The objective of this project is to compute the turbulence chemistry interactions for turbulent reacting flow. Thus, the hybrid filtered Eulerian stochastic field (ESF) method coupled with the Flamelet Generated Manifold (FGM) chemistry tabulation strategy is applied on Sandia flame D, E and F. The results of the turbulent reacting flow (Sandia flames) will be than used for computing the entropy generation. High-performance computing is required since the problem involve many complexes processes such turbulence, reactions, diffusion...
The open-source C++ library OpenFOAM version 16.12, in which a new solver based on Eulerian stochastic field (ESF) method coupled with FGM has been implemented, is used. The method (ESF/FGM) in large eddy simulation framework consists first of all of solving the filtered transport equations for the control variables mixture fraction and progress variable together with the classical filtered transport equations for mass density and momentum.
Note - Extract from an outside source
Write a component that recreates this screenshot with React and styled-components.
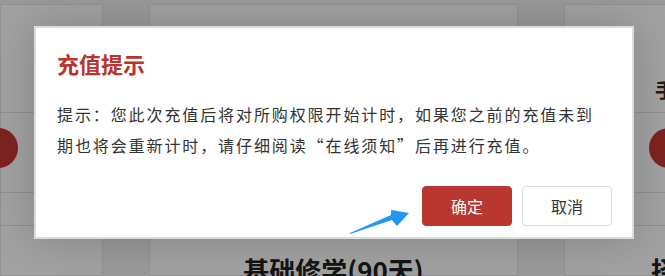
import React from 'react';
import styled, { createGlobalStyle } from 'styled-components';

const GlobalStyle = createGlobalStyle`
    html, body {
        margin: 0;
        padding: 0;
        width: 665px;
        height: 276px;
        overflow: hidden;
        background: #f2f2f2;
        font-family: "Noto Sans CJK SC", "Noto Sans", sans-serif;
    }
`;

const Page = styled.div`
    position: relative;
    width: 665px;
    height: 276px;
    overflow: hidden;
`;

const Carousel = styled.div`
    display: flex;
    gap: 46px;
    padding-top: 4px;
    height: 100%;
    box-sizing: border-box;
`;

const Card = styled.div`
    flex: 0 0 ${p => p.width}px;
    background: #fff;
    border: 1px solid #e6e6e6;
    box-sizing: border-box;
    display: flex;
    flex-direction: column;
    align-items: ${p => p.align || 'stretch'};
`;

const Row = styled.div`
    height: ${p => p.h}px;
    border-bottom: 1px solid #e3e3e3;
    box-sizing: border-box;
    font-size: 20px;
    font-weight: bold;
    color: #3a2a1a;
    padding: ${p => p.pad || '0'};
`;

const CardTitle = styled.div`
    margin-top: auto;
    padding-left: ${p => p.indent || 0}px;
    font-size: 26px;
    font-weight: bold;
    color: #222;
    line-height: 1;
    transform: translateY(8px);
    white-space: nowrap;
`;

const NavButton = styled.div`
    position: absolute;
    top: 128px;
    ${p => (p.side === 'left' ? 'left: -22px;' : 'right: -24px;')}
    width: 40px;
    height: 40px;
    border-radius: 50%;
    background: #c73832;
`;

const Mask = styled.div`
    position: absolute;
    inset: 0;
    background: rgba(0, 0, 0, 0.37);
    padding: 26px 0 0 34px;
    box-sizing: border-box;
`;

const Dialog = styled.div`
    width: 600px;
    height: 213px;
    background: #fff;
    border: 2px solid #dcdcdc;
    box-sizing: border-box;
    box-shadow: 0 0 40px rgba(0, 0, 0, 0.18);
    padding: 20px 20px 0 21px;
    display: flex;
    flex-direction: column;
`;

const Title = styled.h3`
    margin: 0;
    font-size: 22px;
    line-height: 30px;
    font-weight: bold;
    color: #b8342c;
`;

const Content = styled.p`
    margin: 21px 10px 0 0;
    font-size: 16px;
    line-height: 31px;
    letter-spacing: 1.9px;
    color: #333;
`;

const Footer = styled.div`
    display: flex;
    justify-content: flex-end;
    gap: 10px;
    margin-top: auto;
    padding-bottom: 11px;
`;

const Button = styled.button`
    width: 90px;
    height: 40px;
    border-radius: 4px;
    font-family: inherit;
    font-size: 16px;
    cursor: pointer;
    background: ${p => (p.primary ? '#b8382f' : '#fff')};
    color: ${p => (p.primary ? '#fff' : '#333')};
    border: 1px solid ${p => (p.primary ? '#b8382f' : '#dcdcdc')};
`;

const Pointer = styled.svg`
    position: absolute;
    left: 340px;
    top: 200px;
`;

const App = () => (
    <Page>
        <GlobalStyle />
        <Carousel>
            <Card width={103}>
                <Row h={108} />
                <Row h={80} />
                <Row h={33} />
            </Card>
            <Card width={369} align="center">
                <CardTitle>基础修学(90天)</CardTitle>
            </Card>
            <Card width={300}>
                <Row h={108} pad="70px 0 0 90px">手</Row>
                <Row h={80} />
                <Row h={33} />
                <CardTitle indent={86}>择</CardTitle>
            </Card>
        </Carousel>
        <NavButton side="left" />
        <NavButton side="right" />
        <Mask>
            <Dialog>
                <Title>充值提示</Title>
                <Content>
                    提示：您此次充值后将对所购权限开始计时，如果您之前的充值未到期也将会重新计时，请仔细阅读“在线须知”后再进行充值。
                </Content>
                <Footer>
                    <Button primary>确定</Button>
                    <Button>取消</Button>
                </Footer>
            </Dialog>
        </Mask>
        <Pointer width="80" height="40" viewBox="0 0 80 40">
            <polygon points="10,34 52,20 57,26 69,13 51,10 51,15 10,33" fill="#2196f3" />
        </Pointer>
    </Page>
);

export default App;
This yields to an unclosed reaction source term. The effect of turbulent scales on the chemical reactions at the sub-grid scale must be taken into account to correctly represent the thermochemical state and close the reaction source term. For this purpose, the knowledge of the sub-grid evolution of the controlling variables is needed. Thus, the Eulerian Stochastic Fields (ESF) method is adopted, which is based on the transport equation of the Favre-filtered joint scalar probability density function (FDF) of the controlling variables. In this approach, the FDF is represented as an ensemble of number of Eulerian stochastic fields for each of the table controlling variables, for which additional stochastic differential equations are solved. The simulations were carried on to solve the set of obtained partial differential equations applying the merged PISO- SIMPLE algorithm and low Mach number formulation.
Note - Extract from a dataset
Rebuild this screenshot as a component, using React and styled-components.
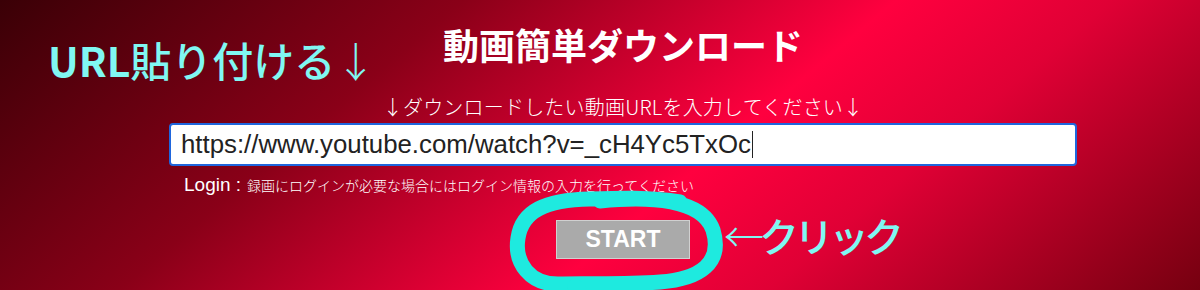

This project was our first steps in using OpenFoam. The choice of the suitable numerical schemes and models for the simulation of the turbulent reacting flow using the Eulerian stochastic field method had taken a quite long time to ensure the convergence and the accuracy of the simulations. The flow field results as well as all the thermochemical data for Sandia flame D and E were obtained. Furthermore, entropy generation analysis by applying the hybrid filtered Eulerian stochastic field (ESF) method coupled with the FGM chemistry tabulation strategy was carried out for the first time and ending by suggesting two novel methods for quantifying entropy generation sources in addition to the classical-thermodynamics-based one.
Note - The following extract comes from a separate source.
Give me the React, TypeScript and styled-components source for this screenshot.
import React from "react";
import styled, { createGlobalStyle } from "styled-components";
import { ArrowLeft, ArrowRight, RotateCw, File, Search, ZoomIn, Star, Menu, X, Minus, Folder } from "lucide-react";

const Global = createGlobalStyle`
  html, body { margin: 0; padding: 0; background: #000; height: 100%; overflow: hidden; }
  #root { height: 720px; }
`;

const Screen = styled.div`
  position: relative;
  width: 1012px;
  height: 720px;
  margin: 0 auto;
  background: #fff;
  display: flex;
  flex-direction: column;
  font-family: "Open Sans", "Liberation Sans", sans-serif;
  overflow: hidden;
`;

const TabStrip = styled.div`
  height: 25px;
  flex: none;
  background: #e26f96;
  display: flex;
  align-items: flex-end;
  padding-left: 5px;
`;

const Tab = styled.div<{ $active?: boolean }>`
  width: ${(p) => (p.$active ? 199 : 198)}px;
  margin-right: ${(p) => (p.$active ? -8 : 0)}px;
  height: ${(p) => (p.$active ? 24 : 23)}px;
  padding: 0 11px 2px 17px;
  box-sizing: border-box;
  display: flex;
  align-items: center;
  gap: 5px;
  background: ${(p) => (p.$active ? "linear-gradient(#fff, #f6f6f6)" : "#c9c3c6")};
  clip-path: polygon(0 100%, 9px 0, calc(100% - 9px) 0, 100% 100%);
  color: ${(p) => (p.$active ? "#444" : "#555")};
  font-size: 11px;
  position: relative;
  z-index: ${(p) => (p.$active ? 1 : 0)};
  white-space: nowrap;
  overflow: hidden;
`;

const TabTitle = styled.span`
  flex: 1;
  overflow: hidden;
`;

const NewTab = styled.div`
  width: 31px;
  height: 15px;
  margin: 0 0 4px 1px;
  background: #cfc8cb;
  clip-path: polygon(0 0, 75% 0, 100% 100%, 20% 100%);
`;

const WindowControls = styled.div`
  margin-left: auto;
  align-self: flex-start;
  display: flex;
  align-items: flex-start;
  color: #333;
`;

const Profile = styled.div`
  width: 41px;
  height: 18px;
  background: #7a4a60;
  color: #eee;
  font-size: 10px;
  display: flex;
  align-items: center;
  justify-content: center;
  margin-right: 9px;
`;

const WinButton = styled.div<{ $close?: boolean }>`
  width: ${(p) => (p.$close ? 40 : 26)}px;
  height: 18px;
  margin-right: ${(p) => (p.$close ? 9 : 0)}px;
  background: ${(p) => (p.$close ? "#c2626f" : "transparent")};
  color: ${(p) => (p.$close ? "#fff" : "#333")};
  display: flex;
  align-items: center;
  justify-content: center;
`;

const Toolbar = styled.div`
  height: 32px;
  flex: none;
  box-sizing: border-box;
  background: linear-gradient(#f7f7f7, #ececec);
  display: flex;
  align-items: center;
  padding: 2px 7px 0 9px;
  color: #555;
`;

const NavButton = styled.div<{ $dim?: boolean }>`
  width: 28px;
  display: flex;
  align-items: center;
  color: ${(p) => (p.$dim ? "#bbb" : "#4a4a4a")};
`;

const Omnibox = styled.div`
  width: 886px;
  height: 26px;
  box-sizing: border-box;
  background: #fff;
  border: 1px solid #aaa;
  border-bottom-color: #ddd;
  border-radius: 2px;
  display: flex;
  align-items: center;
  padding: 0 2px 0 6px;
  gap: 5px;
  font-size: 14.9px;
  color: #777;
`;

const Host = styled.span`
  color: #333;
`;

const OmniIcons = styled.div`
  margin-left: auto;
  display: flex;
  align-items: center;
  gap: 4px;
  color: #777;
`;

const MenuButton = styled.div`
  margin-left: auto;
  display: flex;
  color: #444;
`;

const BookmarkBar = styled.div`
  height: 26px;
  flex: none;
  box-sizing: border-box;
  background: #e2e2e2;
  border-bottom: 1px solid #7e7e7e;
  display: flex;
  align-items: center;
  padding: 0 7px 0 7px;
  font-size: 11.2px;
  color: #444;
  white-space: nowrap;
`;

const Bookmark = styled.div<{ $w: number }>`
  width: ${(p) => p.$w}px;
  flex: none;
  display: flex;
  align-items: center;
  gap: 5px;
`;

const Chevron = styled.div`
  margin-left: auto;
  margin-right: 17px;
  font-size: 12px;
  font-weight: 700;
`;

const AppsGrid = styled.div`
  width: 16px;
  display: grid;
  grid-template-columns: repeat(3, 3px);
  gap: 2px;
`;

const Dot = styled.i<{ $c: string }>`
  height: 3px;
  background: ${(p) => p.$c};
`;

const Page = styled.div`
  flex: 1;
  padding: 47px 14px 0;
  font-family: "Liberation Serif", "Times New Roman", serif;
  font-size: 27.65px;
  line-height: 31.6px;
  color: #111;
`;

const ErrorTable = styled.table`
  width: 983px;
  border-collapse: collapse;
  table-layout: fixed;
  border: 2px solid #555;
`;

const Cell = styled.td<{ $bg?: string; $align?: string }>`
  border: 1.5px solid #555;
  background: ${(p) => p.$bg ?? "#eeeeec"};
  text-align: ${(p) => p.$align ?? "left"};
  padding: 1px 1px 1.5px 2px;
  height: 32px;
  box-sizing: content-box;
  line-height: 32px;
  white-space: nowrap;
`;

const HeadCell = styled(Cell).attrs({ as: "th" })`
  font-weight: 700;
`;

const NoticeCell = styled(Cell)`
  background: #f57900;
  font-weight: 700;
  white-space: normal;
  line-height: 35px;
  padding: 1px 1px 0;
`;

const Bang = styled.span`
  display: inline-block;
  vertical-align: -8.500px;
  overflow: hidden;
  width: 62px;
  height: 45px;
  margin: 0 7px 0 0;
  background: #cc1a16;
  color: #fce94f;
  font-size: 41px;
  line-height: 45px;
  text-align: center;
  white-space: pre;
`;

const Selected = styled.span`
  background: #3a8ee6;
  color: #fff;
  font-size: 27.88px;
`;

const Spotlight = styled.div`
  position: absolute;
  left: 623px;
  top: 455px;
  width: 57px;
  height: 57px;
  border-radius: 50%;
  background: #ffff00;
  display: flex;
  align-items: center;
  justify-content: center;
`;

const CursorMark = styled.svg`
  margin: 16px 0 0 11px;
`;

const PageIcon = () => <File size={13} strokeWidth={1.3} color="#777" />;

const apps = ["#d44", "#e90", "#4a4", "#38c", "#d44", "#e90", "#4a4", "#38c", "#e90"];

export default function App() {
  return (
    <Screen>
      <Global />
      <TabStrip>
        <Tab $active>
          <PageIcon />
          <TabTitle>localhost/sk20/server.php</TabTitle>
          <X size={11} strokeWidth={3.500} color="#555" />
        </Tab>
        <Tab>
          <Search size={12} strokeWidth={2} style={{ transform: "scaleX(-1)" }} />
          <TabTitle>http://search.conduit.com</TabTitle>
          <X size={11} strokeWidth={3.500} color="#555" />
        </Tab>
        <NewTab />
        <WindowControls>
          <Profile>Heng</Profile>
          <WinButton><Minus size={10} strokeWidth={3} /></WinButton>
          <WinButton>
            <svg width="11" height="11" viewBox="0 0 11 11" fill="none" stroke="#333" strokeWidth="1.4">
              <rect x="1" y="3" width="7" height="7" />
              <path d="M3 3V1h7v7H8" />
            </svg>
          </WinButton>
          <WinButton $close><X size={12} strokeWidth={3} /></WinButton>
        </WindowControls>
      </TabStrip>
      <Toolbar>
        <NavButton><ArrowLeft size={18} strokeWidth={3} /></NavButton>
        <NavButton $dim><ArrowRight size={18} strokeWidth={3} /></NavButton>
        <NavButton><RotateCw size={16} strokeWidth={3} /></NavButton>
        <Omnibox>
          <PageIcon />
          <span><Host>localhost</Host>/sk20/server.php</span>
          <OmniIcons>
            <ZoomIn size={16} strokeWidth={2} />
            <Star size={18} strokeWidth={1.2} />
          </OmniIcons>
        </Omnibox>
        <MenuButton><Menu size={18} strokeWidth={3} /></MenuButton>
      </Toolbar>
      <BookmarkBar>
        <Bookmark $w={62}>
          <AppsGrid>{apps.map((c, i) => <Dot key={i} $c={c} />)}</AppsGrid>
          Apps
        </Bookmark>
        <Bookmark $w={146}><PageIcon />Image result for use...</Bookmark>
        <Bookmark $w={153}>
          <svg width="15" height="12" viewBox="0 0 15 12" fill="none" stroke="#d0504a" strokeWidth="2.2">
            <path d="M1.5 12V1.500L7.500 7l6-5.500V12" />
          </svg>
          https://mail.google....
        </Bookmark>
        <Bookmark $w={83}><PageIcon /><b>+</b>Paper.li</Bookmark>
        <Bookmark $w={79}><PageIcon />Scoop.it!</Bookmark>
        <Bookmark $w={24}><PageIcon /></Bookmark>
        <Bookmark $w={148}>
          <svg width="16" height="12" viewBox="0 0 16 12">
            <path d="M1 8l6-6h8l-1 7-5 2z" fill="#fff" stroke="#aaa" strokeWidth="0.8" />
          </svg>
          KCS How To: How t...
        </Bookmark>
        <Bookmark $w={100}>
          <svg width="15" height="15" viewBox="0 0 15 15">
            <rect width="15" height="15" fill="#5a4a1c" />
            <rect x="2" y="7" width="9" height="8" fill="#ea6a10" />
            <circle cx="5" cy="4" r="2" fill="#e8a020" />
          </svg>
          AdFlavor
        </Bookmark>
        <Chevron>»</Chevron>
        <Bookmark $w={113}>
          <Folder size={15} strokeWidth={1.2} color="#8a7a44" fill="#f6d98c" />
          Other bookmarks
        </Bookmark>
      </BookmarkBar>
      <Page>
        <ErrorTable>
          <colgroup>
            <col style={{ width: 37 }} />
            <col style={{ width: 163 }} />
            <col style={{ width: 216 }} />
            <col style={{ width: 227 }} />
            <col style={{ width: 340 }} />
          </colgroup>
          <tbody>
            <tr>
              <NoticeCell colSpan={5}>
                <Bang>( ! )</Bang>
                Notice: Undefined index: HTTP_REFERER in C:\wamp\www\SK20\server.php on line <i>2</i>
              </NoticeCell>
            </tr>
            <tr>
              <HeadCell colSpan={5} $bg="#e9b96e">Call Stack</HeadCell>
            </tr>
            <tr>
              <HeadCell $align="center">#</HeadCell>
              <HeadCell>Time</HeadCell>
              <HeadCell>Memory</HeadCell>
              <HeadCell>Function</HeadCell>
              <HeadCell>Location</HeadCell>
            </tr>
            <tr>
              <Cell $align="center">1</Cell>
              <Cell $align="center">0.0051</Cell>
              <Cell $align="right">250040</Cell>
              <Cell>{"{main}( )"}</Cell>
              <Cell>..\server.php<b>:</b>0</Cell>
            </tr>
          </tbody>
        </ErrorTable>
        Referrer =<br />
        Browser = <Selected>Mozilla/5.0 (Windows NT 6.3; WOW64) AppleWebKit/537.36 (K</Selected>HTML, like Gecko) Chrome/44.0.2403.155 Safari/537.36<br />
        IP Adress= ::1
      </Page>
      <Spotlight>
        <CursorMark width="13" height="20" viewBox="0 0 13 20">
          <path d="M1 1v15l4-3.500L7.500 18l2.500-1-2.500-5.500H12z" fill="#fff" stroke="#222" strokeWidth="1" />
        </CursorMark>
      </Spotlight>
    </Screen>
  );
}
The hybrid filtered Eulerian stochastic field (ESF) showed a good predictability for turbulent reacting flow as well as for the entropy generation source terms. The simulations carried out on the Lichtenberg High Performance Computer provide high accuracy of the turbulence-chemistry interaction at sub-grid scale and a novel approach for the second law analysis. Further work will be performed to enlarge the use of ESF approach for other configurations.